Note: I found an error in the spreadsheet calculations, so if you saved a copy before 3/10/2021, download it again.
These calculations could come in handy in various scenarios. Say the firm you work for has a pension plan that they want to close out and pay off participants early. What would those payouts in the future be worth now? Or you own an annuity that will pay you a certain amount each quarter for life, starting in five years, but you have the option to sell the annuity now. In both cases, what you need is to calculate the present value of getting the proceeds of future payments, in the form of a lump sum payment.

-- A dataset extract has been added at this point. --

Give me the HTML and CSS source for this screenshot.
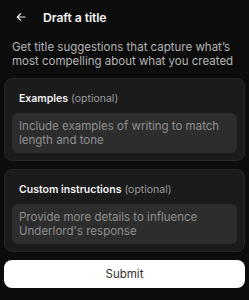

The above is an example of a 60-year-old that expects to receive $3,500 a month from a pension for life starting in 5 years, when he is sixty-five. To calculate the current value, we need to make some assumptions. First, assume the life expectancy for this person is seventy-seven. So, we use 144 months which is 12 years from retirement. Now we need an interest rate to discount those future payment for the 12 years. In this case we assume 5.00%, compounded monthly. The payment type is not that important at this point, so we assume “End of Period”. That calculation yields a present value 5 years from now of $378,423.
But how much is it worth today? We need a second present value calculation on the $378,423, using 5.00%, compounded annually and get a current value of $296,504.
This simple calculation does not take into consideration taxes for taking a lump sum, nor what tax rates will be like in the future.